If you're reading this, odds are good that you're a baseball fan in addition to a Mizzou supporter. And if you enjoy the kind of minutiae that can provoke never-ending arguments, you need to be reading Kansas City Star sports columnist Joe Posnanski's blog, The Soul of Baseball, which ostensibly exists to promote Joe's book of the same name, but really serves as a jumping-off point for the author's wide-ranging thoughts on America's pastime.
I'm an unabashed Posnanski fan. He's an elegant technician who never resorts to the easy, cheap ridicule and half-analysis that plagues so much sports writing. He's also, quite clearly, insane. Joe Po's posts, to put it mildly, are long. My last post here was 23 words. The one before that was 84 words. Posnanski's most recent effort: 6,032 words.
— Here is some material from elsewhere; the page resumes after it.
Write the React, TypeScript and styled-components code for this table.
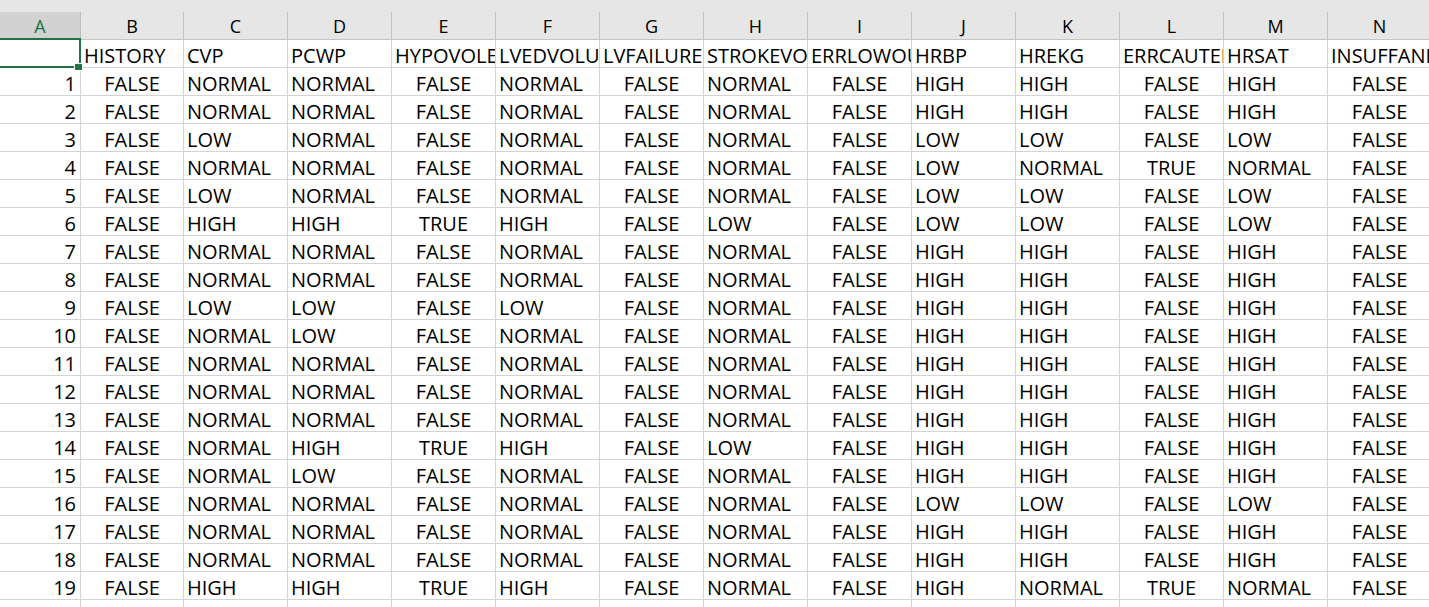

It came four days after a post that checked in at 2,621 words, which, in turn, followed by three days a 5,272-word offering.
To put this in perspective, the typical newspaper sports column runs 900 words. My book, which chronicled an entire century of Missouri basketball, year by year, checked in at around 107,000 words. I forwarded Posanski's blog to a good friend who is a sportswriter at a major daily paper (and who was with Joe in a McDonald's in Turin when an international curling incident was narrowly averted). His response was hilarious and unprintable, except for the observation that Posnanski's posts aren't just ramblings; they're remarkably coherent and meticulously researched ramblings. In essence, Joe Po is writing a book every eight weeks in his spare time. If you can spare the time, you should read it.